The third leg of our tripod, the Civic Will – I glancingly referred to it earlier - is a paradox since it is an extract from, and also finds its expression in the vital beings that make up society – that is, the citizenry, yet it remains a nebulous aggregate of that public pulse. Needless to remark that it is not codified, and it certainly is far more ancient than either Law or Constitution, and in fact may amount to the record of a people’s history. Take any one of those three supports away and – the result is predictable. A two-legged stool is simply not viable, even when carved to intersect somewhere along the middle.
This operation of the three supports is one of mutual inter-dependency. Social evolution has complicated the operations of both Law and Cosntitution, sometimes even while claiming to streamline both. That is one of the paradoxes of development – we should not complain but do our best to unravel such complexities and find a new language and mode of transmission for their ready absorption into public understanding, observances and application.
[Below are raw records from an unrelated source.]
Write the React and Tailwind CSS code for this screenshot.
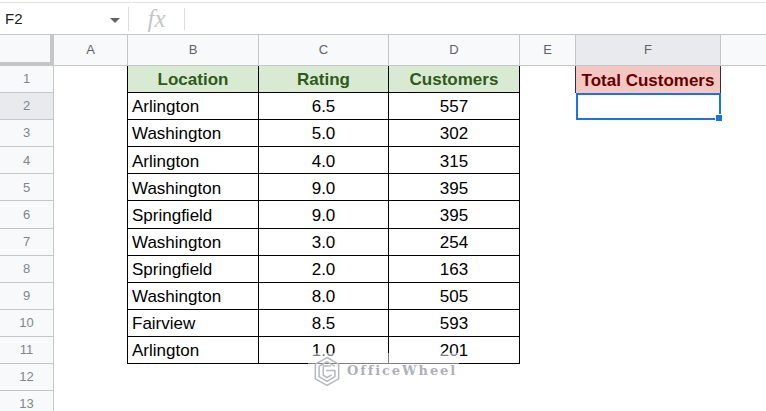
const rows = [
  ["Arlington", "6.5", "557"],
  ["Washington", "5.0", "302"],
  ["Arlington", "4.0", "315"],
  ["Washington", "9.0", "395"],
  ["Springfield", "9.0", "395"],
  ["Washington", "3.0", "254"],
  ["Springfield", "2.0", "163"],
  ["Washington", "8.0", "505"],
  ["Fairview", "8.5", "593"],
  ["Arlington", "1.0", "201"],
];

function ColHead({ label, active }) {
  return (
    <div className={`flex items-center justify-center border-r border-b border-[#c4c7c5] text-[13px] text-[#5f6368] ${active ? "bg-[#e8eaed]" : "bg-[#f8f9fa]"}`}>
      {label}
    </div>
  );
}

function RowHead({ n, active }) {
  return (
    <div className={`flex items-center justify-center border-r border-b border-[#c4c7c5] text-[13px] text-[#80868b] ${active ? "bg-[#e8eaed]" : "bg-[#f8f9fa]"}`}>
      {n}
    </div>
  );
}

function Watermark() {
  return (
    <div className="absolute left-[308px] top-[353px] flex h-[36px] items-center gap-[6px] bg-white/50 pl-[5px] pr-[2px]">
      <svg width="28" height="33" viewBox="0 0 30 34" fill="none" stroke="#b4b8c0" strokeWidth="1.6">
        <path d="M15 2 L27.5 9.2 V24.8 L15 32 L2.5 24.8 V9.2 Z" />
        <path d="M15 6.5 L23.5 11.5 M15 6.5 L6.5 11.5 V22.5 L15 27.5 L23.5 22.5 V16 L14 16" />
        <path d="M19 11 L11 11 V21 L15 23.5 L20 20.5" />
      </svg>
      <span className="font-['DejaVu_Serif',serif] text-[13px] font-semibold tracking-[1.9px] text-[#adb1ba]">OfficeWheel</span>
    </div>
  );
}

export default function App() {
  return (
    <div className="relative h-[411px] w-[766px] overflow-hidden bg-white font-['Liberation_Sans',sans-serif]">
      <div className="h-[3px] border-b border-[#e2e3e3] bg-white" />
      <div className="flex h-[32px] items-center border-b border-[#c4c7c5] bg-white">
        <div className="flex h-full w-[128px] items-center justify-between pl-[5px] pr-[8px] pt-[2px] text-[15px] text-[#202124]">
          <span>F2</span>
          <span className="mt-[2px] h-0 w-0 border-x-[5px] border-t-[5px] border-x-transparent border-t-[#5f6368]" />
        </div>
        <div className="h-[24px] w-px bg-[#dadce0]" />
        <div className="flex w-[55px] justify-center font-['Liberation_Serif',serif] text-[25px] italic leading-none text-[#c4c7c5]">fx</div>
        <div className="h-[22px] w-px bg-[#dadce0]" />
      </div>
      <div className="grid grid-cols-[54px_74px_131px_130px_131px_56px_145px_1fr] grid-rows-[31px_repeat(13,27.1px)]">
        <div className="border-r-[4px] border-b-[4px] border-[#c4c7c5] bg-[#f8f9fa]" />
        <ColHead label="A" />
        <ColHead label="B" />
        <ColHead label="C" />
        <ColHead label="D" />
        <ColHead label="E" />
        <ColHead label="F" active />
        <div className="border-b border-[#c4c7c5] bg-[#f8f9fa]" />

        <RowHead n={1} />
        <div className="border-r border-black" />
        <div className="flex items-center justify-center border-r border-b border-black bg-[#d9ead3] pt-[2px] text-[17px] font-bold text-[#2f5a1a]">Location</div>
        <div className="flex items-center justify-center border-r border-b border-black bg-[#d9ead3] pt-[2px] text-[17px] font-bold text-[#2f5a1a]">Rating</div>
        <div className="flex items-center justify-center border-r border-b border-black bg-[#d9ead3] pt-[2px] text-[17px] font-bold text-[#2f5a1a]">Customers</div>
        <div className="border-r border-[#333333]" />
        <div className="flex items-center justify-center border-r border-[#333333] bg-[#f4c7c3] pt-[2px] text-[17px] font-bold text-[#660000]">Total Customers</div>
        <div />

        {rows.map((r, i) => (
          <div key={i} className="contents">
            <RowHead n={i + 2} active={i === 0} />
            <div className="border-r border-black" />
            <div className="flex items-center border-r border-b border-black pl-[4px] pt-[2px] text-[17px] text-black">{r[0]}</div>
            <div className="flex items-center justify-center border-r border-b border-black pt-[2px] text-[17px] text-black">{r[1]}</div>
            <div className="flex items-center justify-center border-r border-b border-black pt-[2px] text-[17px] text-black">{r[2]}</div>
            <div />
            {i === 0 ? (
              <div className="relative border-2 border-[#1a73e8]">
                <span className="absolute -right-[4px] -bottom-[4px] h-[8px] w-[8px] border border-white bg-[#1a73e8]" />
              </div>
            ) : (
              <div />
            )}
            <div />
          </div>
        ))}

        <RowHead n={12} />
        <div className="col-span-7" />
        <RowHead n={13} />
        <div className="col-span-7" />
      </div>
      <Watermark />
    </div>
  );
}
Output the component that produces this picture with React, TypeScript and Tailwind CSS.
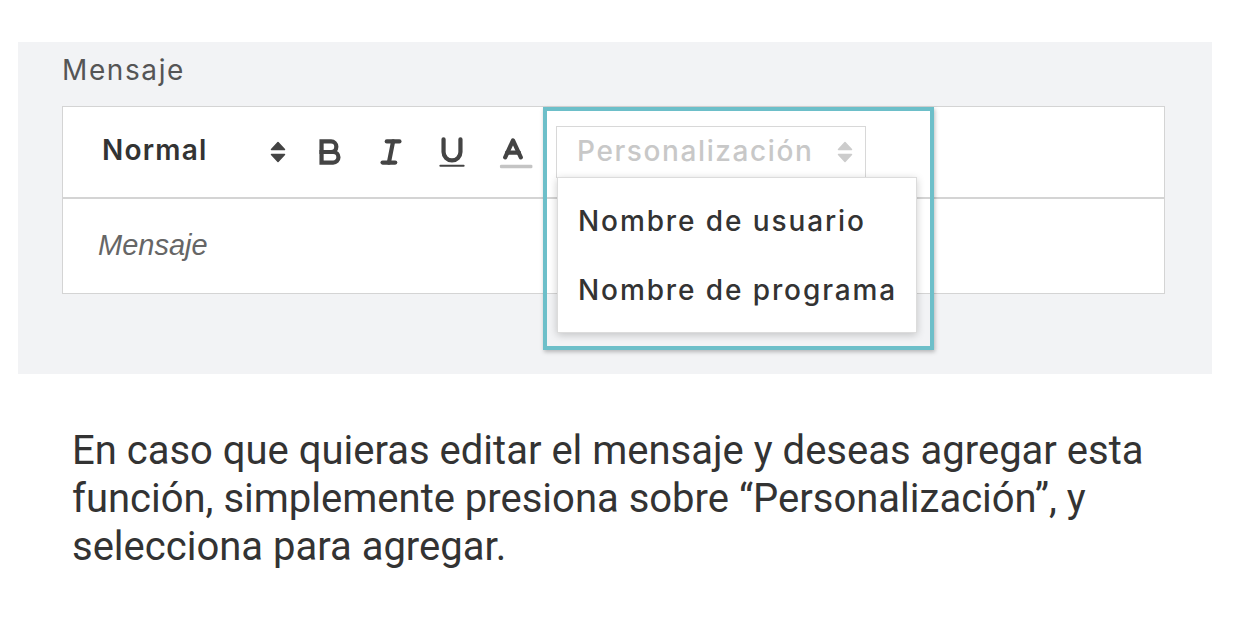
import React from "react";

const ui = { fontFamily: "Inter, 'Open Sans', sans-serif" };

function Arrows({ color }: { color: string }) {
  return (
    <svg width="16" height="22" viewBox="0 0 16 22">
      <polygon points="1.5,8.5 8,1.5 14.5,8.5" fill={color} stroke={color} strokeWidth="1.5" strokeLinejoin="round" />
      <polygon points="1.5,13.5 8,20.5 14.5,13.5" fill={color} stroke={color} strokeWidth="1.5" strokeLinejoin="round" />
    </svg>
  );
}

function IconBtn({ children }: { children: React.ReactNode }) {
  return <div className="w-[61px] flex items-center">{children}</div>;
}

const S = "#444";

export default function App() {
  return (
    <div className="w-[1236px] h-[638px] bg-white overflow-hidden">
      <div className="ml-[18px] mt-[42px] w-[1194px] h-[332px] bg-[#f2f3f5] relative pl-[44px] pt-[10px]">
        <div className="text-[28px] leading-[36px] tracking-[1.6px] text-[#555]" style={ui}>
          Mensaje
        </div>
        <div className="mt-[18px] w-[1103px] bg-white">
          <div className="h-[93px] border border-b-2 border-[#d4d4d4] flex items-center">
            <div className="w-[168px] ml-[39px] mb-[5px] text-[28px] tracking-[1.2px] font-semibold text-[#333]" style={ui}>
              Normal
            </div>
            <Arrows color="#444" />
            <div className="ml-[25px] flex items-center">
              <IconBtn>
                <svg width="38" height="38" viewBox="0 0 18 18" fill="none" stroke={S} strokeWidth="2">
                  <path d="M5,4H9.5A2.5,2.5,0,0,1,12,6.5v0A2.5,2.5,0,0,1,9.5,9H5V4Z" />
                  <path d="M5,9h5.5A2.5,2.5,0,0,1,13,11.5v0A2.5,2.5,0,0,1,10.5,14H5V9Z" />
                </svg>
              </IconBtn>
              <IconBtn>
                <svg width="38" height="38" viewBox="0 0 18 18" fill="none" stroke={S} strokeWidth="2" strokeLinecap="round">
                  <line x1="7" x2="13" y1="4" y2="4" />
                  <line x1="5" x2="11" y1="14" y2="14" />
                  <line x1="8" x2="10" y1="14" y2="4" />
                </svg>
              </IconBtn>
              <IconBtn>
                <svg width="38" height="38" viewBox="0 0 18 18" fill="none" stroke={S} strokeWidth="2" strokeLinecap="round">
                  <path d="M5,3V9a4,4,0,0,0,4,4H9a4,4,0,0,0,4-4V3" />
                  <rect x="3" y="15" width="12" height="1" rx="0.5" fill={S} stroke="none" />
                </svg>
              </IconBtn>
              <IconBtn>
                <svg width="38" height="38" viewBox="0 0 18 18" fill="none" stroke={S} strokeWidth="2" strokeLinecap="round" strokeLinejoin="round" overflow="visible">
                  <polyline points="5.3 11.5 9 3.5 12.7 11.5" />
                  <line x1="11.8" x2="6.2" y1="9.3" y2="9.3" />
                  <rect x="2.8" y="15" width="15.4" height="1.7" rx="0.6" fill="#c4c4c4" stroke="none" />
                </svg>
              </IconBtn>
            </div>
            <div className="relative ml-[1px] w-[310px] h-[52px] border border-[#d8d8d8] flex items-center justify-between pl-[20px] pr-[12px]">
              <span className="mb-[3px] text-[28px] tracking-[1.6px] font-medium text-[#c8c8c8]" style={ui}>
                Personalización
              </span>
              <Arrows color="#cccccc" />
              <div className="absolute left-0 top-[50px] w-[360px] h-[156px] bg-white border border-[#dcdcdc] shadow-[0_2px_8px_rgba(0,0,0,0.2)] pt-[9px] pl-[20px] z-10">
                <div className="h-[69px] leading-[69px] text-[28px] tracking-[1.9px] font-medium text-[#333]" style={ui}>
                  Nombre de usuario
                </div>
                <div className="h-[69px] leading-[69px] text-[28px] tracking-[1.9px] font-medium text-[#333]" style={ui}>
                  Nombre de programa
                </div>
              </div>
            </div>
          </div>
          <div className="h-[95px] border border-t-0 border-[#d4d4d4] flex items-center pl-[35px]">
            <span
              className="italic text-[29px] text-[#666]"
              style={{ fontFamily: "'Liberation Sans', Arial, sans-serif" }}
            >
              Mensaje
            </span>
          </div>
        </div>
        <div className="absolute left-[525px] top-[65px] w-[391px] h-[243px] border-4 border-[#6dbfc9] shadow-[1px_2px_4px_rgba(0,0,0,0.25)] z-20 pointer-events-none" />
      </div>
      <p
        className="mt-[53px] ml-[72px] w-[1100px] text-[40px] leading-[48px] text-[#333]"
        style={{ fontFamily: "Roboto, 'Liberation Sans', sans-serif" }}
      >
        En caso que quieras editar el mensaje y deseas agregar esta función, simplemente presiona sobre “Personalización”, y selecciona para agregar.
      </p>
    </div>
  );
}
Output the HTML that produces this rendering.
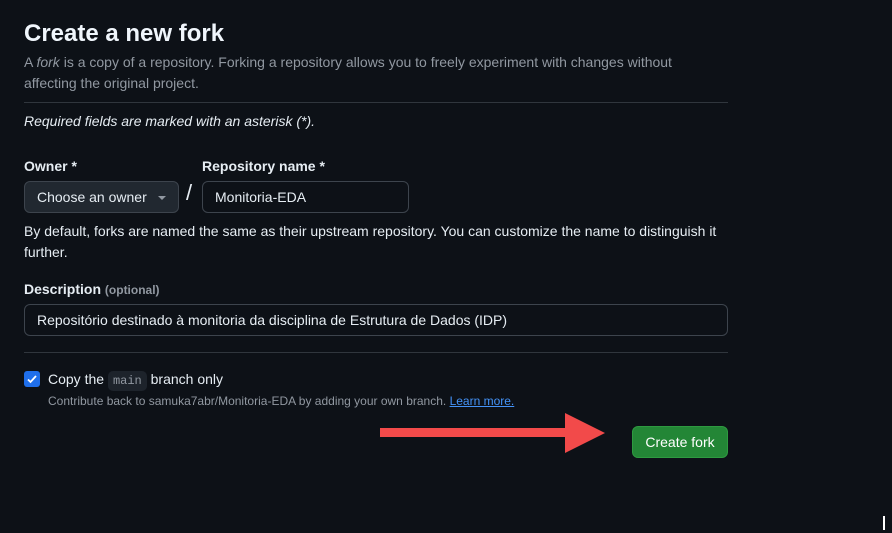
<!DOCTYPE html>
<html><head><style>
body{margin:0;background:#0d1117;width:892px;height:533px;overflow:hidden;font-family:"Liberation Sans",sans-serif;color:#e6edf3;position:relative}
.a{position:absolute;white-space:nowrap}
h1{position:absolute;left:24px;top:20px;margin:0;font-size:24px;font-weight:bold;color:#f0f6fc}
.m{color:#9198a1;font-size:14px}
.hr{position:absolute;left:24px;width:704px;height:1px;background:#30363d}
.lbl{font-weight:bold;font-size:14px}
.box{position:absolute;border:1px solid #3d444d;border-radius:6px;box-sizing:border-box;font-size:14px;padding-left:12px;display:flex;align-items:center;background:#0d1117}
</style></head><body>
<h1>Create a new fork</h1>
<div class="a m" style="left:24px;top:52px;line-height:21px">A <i>fork</i> is a copy of a repository. Forking a repository allows you to freely experiment with changes without<br>affecting the original project.</div>
<div class="hr" style="top:102px"></div>
<div class="a" style="left:24px;top:113px;font-size:14px;font-style:italic">Required fields are marked with an asterisk (*).</div>
<div class="a lbl" style="left:24px;top:158px">Owner *</div>
<div class="a lbl" style="left:202px;top:158px">Repository name *</div>
<div class="box" style="left:24px;top:181px;width:155px;height:32px;background:#212830">Choose an owner<span style="position:absolute;left:133px;top:14px;border:4px solid transparent;border-top-color:#9198a1"></span></div>
<div class="a" style="left:186px;top:180px;font-size:22px">/</div>
<div class="box" style="left:202px;top:181px;width:207px;height:32px">Monitoria-EDA</div>
<div class="a" style="left:24px;top:221px;font-size:14px;line-height:21px">By default, forks are named the same as their upstream repository. You can customize the name to distinguish it<br>further.</div>
<div class="a lbl" style="left:24px;top:281px">Description <span style="font-size:12px;color:#9198a1">(optional)</span></div>
<div class="box" style="left:24px;top:304px;width:704px;height:32px">Repositório destinado à monitoria da disciplina de Estrutura de Dados (IDP)</div>
<div class="hr" style="top:352px"></div>
<div class="a" style="left:24px;top:371px;width:16px;height:16px;background:#1f6feb;border-radius:3px"><svg width="16" height="16" viewBox="0 0 16 16"><path d="M4 8.5l2.5 2.5L12 5" stroke="#fff" stroke-width="1.8" fill="none"/></svg></div>
<div class="a" style="left:48px;top:371px;font-size:14px">Copy the <span style="font-family:'Liberation Mono',monospace;font-size:12px;background:#1d232b;padding:3px 5px;border-radius:5px;color:#9198a1">main</span> branch only</div>
<div class="a" style="left:48px;top:394px;font-size:12px;color:#9198a1">Contribute back to samuka7abr/Monitoria-EDA by adding your own branch. <span style="color:#4493f8;text-decoration:underline">Learn more.</span></div>
<div class="a" style="left:380px;top:428px;width:186px;height:9px;background:#f24a4a"></div>
<div class="a" style="left:565px;top:413px;width:0;height:0;border-top:20px solid transparent;border-bottom:20px solid transparent;border-left:40px solid #f24a4a"></div>
<div class="a" style="left:632px;top:426px;width:96px;height:32px;background:#238636;border-radius:6px;font-size:14px;color:#fff;display:flex;align-items:center;justify-content:center;box-sizing:border-box;border:1px solid #2e9a40">Create fork</div>
<div class="a" style="left:883px;top:516px;width:2px;height:14px;background:#fff"></div>
</body></html>
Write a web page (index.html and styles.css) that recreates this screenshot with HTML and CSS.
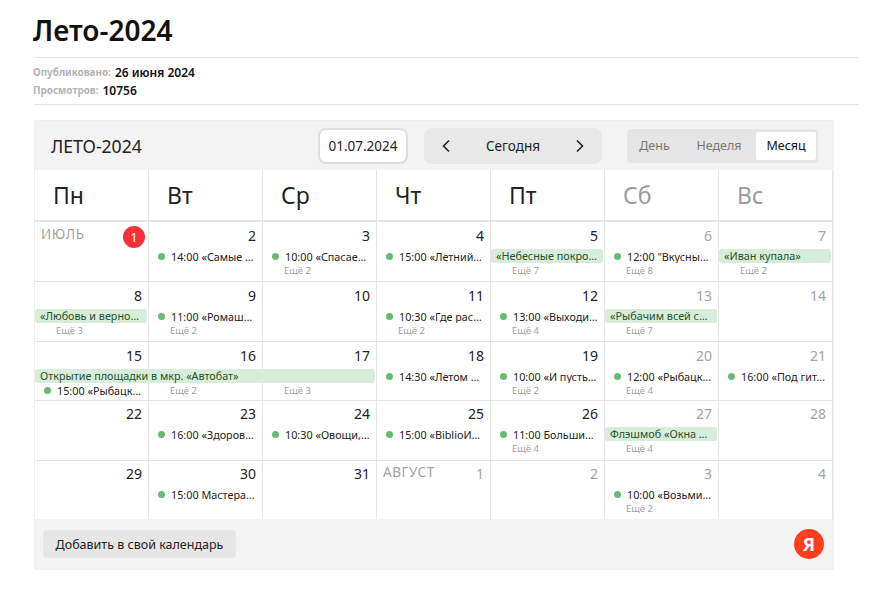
FILE: index.html
```html
<!DOCTYPE html>
<html lang="ru">
<head>
<meta charset="utf-8">
<title>Лето-2024</title>
<link rel="stylesheet" href="styles.css">
</head>
<body>
<main class="page">
  <h1 class="title">Лето-2024</h1>
  <div class="meta">
    <div class="meta-row"><span class="meta-label">Опубликовано:</span><span class="meta-value">26 июня 2024</span></div>
    <div class="meta-row"><span class="meta-label">Просмотров:</span><span class="meta-value">10756</span></div>
  </div>
  <section class="calendar">
    <header class="toolbar">
      <div class="cal-name">ЛЕТО-2024</div>
      <div class="date-input">01.07.2024</div>
      <div class="nav">
        <svg class="chev" viewBox="0 0 10 14" width="10" height="14"><path d="M8 1.5 2.5 7 8 12.5" fill="none" stroke="#222" stroke-width="1.6"/></svg>
        <span>Сегодня</span>
        <svg class="chev" viewBox="0 0 10 14" width="10" height="14"><path d="M2 1.5 7.5 7 2 12.5" fill="none" stroke="#222" stroke-width="1.6"/></svg>
      </div>
      <div class="views">
        <span class="view">День</span>
        <span class="view">Неделя</span>
        <span class="view active">Месяц</span>
      </div>
    </header>
    <div class="weekdays">
      <div class="wd">Пн</div><div class="wd">Вт</div><div class="wd">Ср</div><div class="wd">Чт</div><div class="wd">Пт</div><div class="wd off">Сб</div><div class="wd off">Вс</div>
    </div>
    <div class="grid">
      <div class="cell"><div class="head"><span class="month">ИЮЛЬ</span><span class="today">1</span></div></div>
      <div class="cell"><div class="head"><span class="d">2</span></div><div class="ev">14:00 «Самые …</div></div>
      <div class="cell"><div class="head"><span class="d">3</span></div><div class="ev">10:00 «Спасае…</div><div class="more">Ещё 2</div></div>
      <div class="cell"><div class="head"><span class="d">4</span></div><div class="ev">15:00 «Летний…</div></div>
      <div class="cell"><div class="head"><span class="d">5</span></div><div class="bar">«Небесные покро…</div><div class="more">Ещё 7</div></div>
      <div class="cell off"><div class="head"><span class="d">6</span></div><div class="ev">12:00 "Вкусны…</div><div class="more">Ещё 8</div></div>
      <div class="cell off"><div class="head"><span class="d">7</span></div><div class="bar">«Иван купала»</div><div class="more">Ещё 2</div></div>

      <div class="cell"><div class="head"><span class="d">8</span></div><div class="bar">«Любовь и верно…</div><div class="more">Ещё 3</div></div>
      <div class="cell"><div class="head"><span class="d">9</span></div><div class="ev">11:00 «Ромаш…</div><div class="more">Ещё 2</div></div>
      <div class="cell"><div class="head"><span class="d">10</span></div></div>
      <div class="cell"><div class="head"><span class="d">11</span></div><div class="ev">10:30 «Где рас…</div><div class="more">Ещё 2</div></div>
      <div class="cell"><div class="head"><span class="d">12</span></div><div class="ev">13:00 «Выходи…</div><div class="more">Ещё 4</div></div>
      <div class="cell off"><div class="head"><span class="d">13</span></div><div class="bar">«Рыбачим всей с…</div><div class="more">Ещё 7</div></div>
      <div class="cell off"><div class="head"><span class="d">14</span></div></div>

      <div class="cell"><div class="head"><span class="d">15</span></div><div class="bar span3">Открытие площадки в мкр. «Автобат»</div><div class="ev">15:00 «Рыбацк…</div></div>
      <div class="cell"><div class="head"><span class="d">16</span></div><div class="bar-gap"></div><div class="more">Ещё 2</div></div>
      <div class="cell"><div class="head"><span class="d">17</span></div><div class="bar-gap"></div><div class="more">Ещё 3</div></div>
      <div class="cell"><div class="head"><span class="d">18</span></div><div class="ev">14:30 «Летом …</div></div>
      <div class="cell"><div class="head"><span class="d">19</span></div><div class="ev">10:00 «И пусть…</div><div class="more">Ещё 2</div></div>
      <div class="cell off"><div class="head"><span class="d">20</span></div><div class="ev">12:00 «Рыбацк…</div><div class="more">Ещё 4</div></div>
      <div class="cell off"><div class="head"><span class="d">21</span></div><div class="ev">16:00 «Под гит…</div></div>

      <div class="cell"><div class="head"><span class="d">22</span></div></div>
      <div class="cell"><div class="head"><span class="d">23</span></div><div class="ev">16:00 «Здоров…</div></div>
      <div class="cell"><div class="head"><span class="d">24</span></div><div class="ev">10:30 «Овощи,…</div></div>
      <div class="cell"><div class="head"><span class="d">25</span></div><div class="ev">15:00 «BiblioИ…</div></div>
      <div class="cell"><div class="head"><span class="d">26</span></div><div class="ev">11:00 Больши…</div><div class="more">Ещё 4</div></div>
      <div class="cell off"><div class="head"><span class="d">27</span></div><div class="bar">Флэшмоб «Окна …</div><div class="more">Ещё 4</div></div>
      <div class="cell off"><div class="head"><span class="d">28</span></div></div>

      <div class="cell"><div class="head"><span class="d">29</span></div></div>
      <div class="cell"><div class="head"><span class="d">30</span></div><div class="ev">15:00 Мастера…</div></div>
      <div class="cell"><div class="head"><span class="d">31</span></div></div>
      <div class="cell next"><div class="head"><span class="month">АВГУСТ</span><span class="d">1</span></div></div>
      <div class="cell next"><div class="head"><span class="d">2</span></div></div>
      <div class="cell next"><div class="head"><span class="d">3</span></div><div class="ev">10:00 «Возьми…</div><div class="more">Ещё 2</div></div>
      <div class="cell next"><div class="head"><span class="d">4</span></div></div>
    </div>
    <footer class="footer">
      <button class="add" type="button">Добавить в свой календарь</button>
      <div class="ya">Я</div>
    </footer>
  </section>
</main>
</body>
</html>
```

FILE: styles.css
```css
* { box-sizing: border-box; }
html, body { margin: 0; background: #fff; }
body { font-family: "Noto Sans", "Open Sans", sans-serif; color: #222; }
.page { padding: 13px 19px 0 34px; }
.title { margin: 0 0 0 -1px; font-size: 28px; line-height: 34px; font-weight: 600; color: #111; height: 44px; }
.meta { border-top: 1px solid #e2e2e2; border-bottom: 1px solid #e2e2e2; padding: 5px 0; height: 48px; }
.meta-row { display: flex; align-items: center; gap: 4px; height: 18px; }
.meta-label { margin-left: -1px; font-size: 9.9px; font-weight: 700; color: #b3b3b3; }
.meta-value { font-size: 12px; font-weight: 600; color: #111; }
.calendar { width: 800px; margin-top: 15px; background: #f3f3f3; border: 1px solid #eee; }
.toolbar { height: 49px; display: flex; align-items: center; padding: 0 15px 0 16px; }
.cal-name { font-size: 17.6px; flex: 1; color: #222; }
.date-input { width: 90px; height: 36px; border: 2px solid #ddd; border-radius: 8px; background: #fff; font-size: 13.5px; display: flex; align-items: center; justify-content: center; }
.nav { width: 178px; height: 36px; margin-left: 16px; background: #e8e8e8; border-radius: 8px; font-size: 13.5px; display: flex; align-items: center; justify-content: space-between; padding: 0 17px; }
.views { margin-left: 25px; height: 34px; width: 191px; background: #e5e5e5; border-radius: 4px; display: flex; align-items: center; justify-content: flex-end; padding: 0 2px 0 0; font-size: 12.5px; }
.view { color: #777; height: 28px; display: flex; align-items: center; justify-content: center; }
.view:nth-child(1) { width: 55px; }
.view:nth-child(2) { width: 74px; }
.view.active { width: 60px; background: #fff; color: #111; border-radius: 2px; }
.weekdays { display: grid; grid-template-columns: repeat(7, 114px); background: #fff; border-bottom: 2px solid #e5e5e5; }
.wd { height: 50px; padding-left: 18px; font-size: 23px; line-height: 50px; border-right: 1px solid #e5e5e5; color: #222; }
.wd.off { color: #9b9b9b; }
.grid { display: grid; grid-template-columns: repeat(7, 114px); grid-template-rows: 60px 60px 59px 60px 58px; background: #fff; }
.cell { position: relative; border-right: 1px solid #e5e5e5; border-bottom: 1px solid #e5e5e5; min-width: 0; }
.cell:nth-child(n+29) { border-bottom: 0; }
.head { height: 23px; padding: 3px 6px 0; display: flex; justify-content: space-between; align-items: center; }
.cell:nth-child(n+22) .head { height: 22px; padding-top: 2px; }
.d { margin-left: auto; font-size: 14px; color: #222; }
.off .d, .next .d { color: #a3a3a3; }
.month { font-size: 13.5px; letter-spacing: 0.6px; color: #a3a3a3; margin-top: -3px; }
.today { width: 22px; height: 22px; border-radius: 50%; background: #f7303a; color: #fff; font-size: 13px; display: flex; align-items: center; justify-content: center; margin-top: 4px; margin-right: -3px; }
.ev { position: relative; margin-top: 5px; padding-left: 22px; height: 13px; font-size: 10.8px; line-height: 13px; color: #222; white-space: nowrap; overflow: hidden; }
.ev::before { content: ""; position: absolute; left: 9px; top: 3px; width: 7px; height: 7px; border-radius: 50%; background: #68bb72; }
.bar { margin: 4px 0 0; width: 112px; height: 14px; padding-left: 5px; border-radius: 3px; background: #d8edd9; font-size: 10.8px; line-height: 14px; color: #25502d; white-space: nowrap; overflow: hidden; }
.bar.span3 { position: relative; z-index: 1; width: 340px; }
.bar + .ev { margin-top: 1px; }
.bar-gap { height: 18px; }
.more { margin-top: 1px; padding-left: 21px; height: 14px; font-size: 9.5px; line-height: 14px; color: #a0a0a0; white-space: nowrap; }
.footer { height: 50px; display: flex; align-items: center; justify-content: space-between; padding: 0 9px 0 8px; }
.add { height: 28px; width: 193px; border: 0; border-radius: 4px; background: #e6e6e6; font: inherit; font-size: 12.5px; color: #222; padding: 0; }
.ya { width: 30px; height: 30px; border-radius: 50%; background: #fc3f1d; color: #fff; font-size: 18px; font-weight: 700; line-height: 30px; text-align: center; }
```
Law of course interprets and adjudicates provisions and ambiguities in the Constitution where necessary. The Law also intervenes in the province of Civic Will – a ready example is the enforcement of Human Rights, without which Democracy cannot even begin to be conceived. Take a look at the recent history of this nation for instance, where the Civic Will has to be exerted again and again on the streets. As a nation, we would still be subject to those obsolete colonial laws that required citizens to obtain a police permit before any assemblage or procession in public spaces. That colonial law, as it was claimed to exist, was tested under the Constitution, and overturned through the very functioning of Law on behalf of the Civic Will.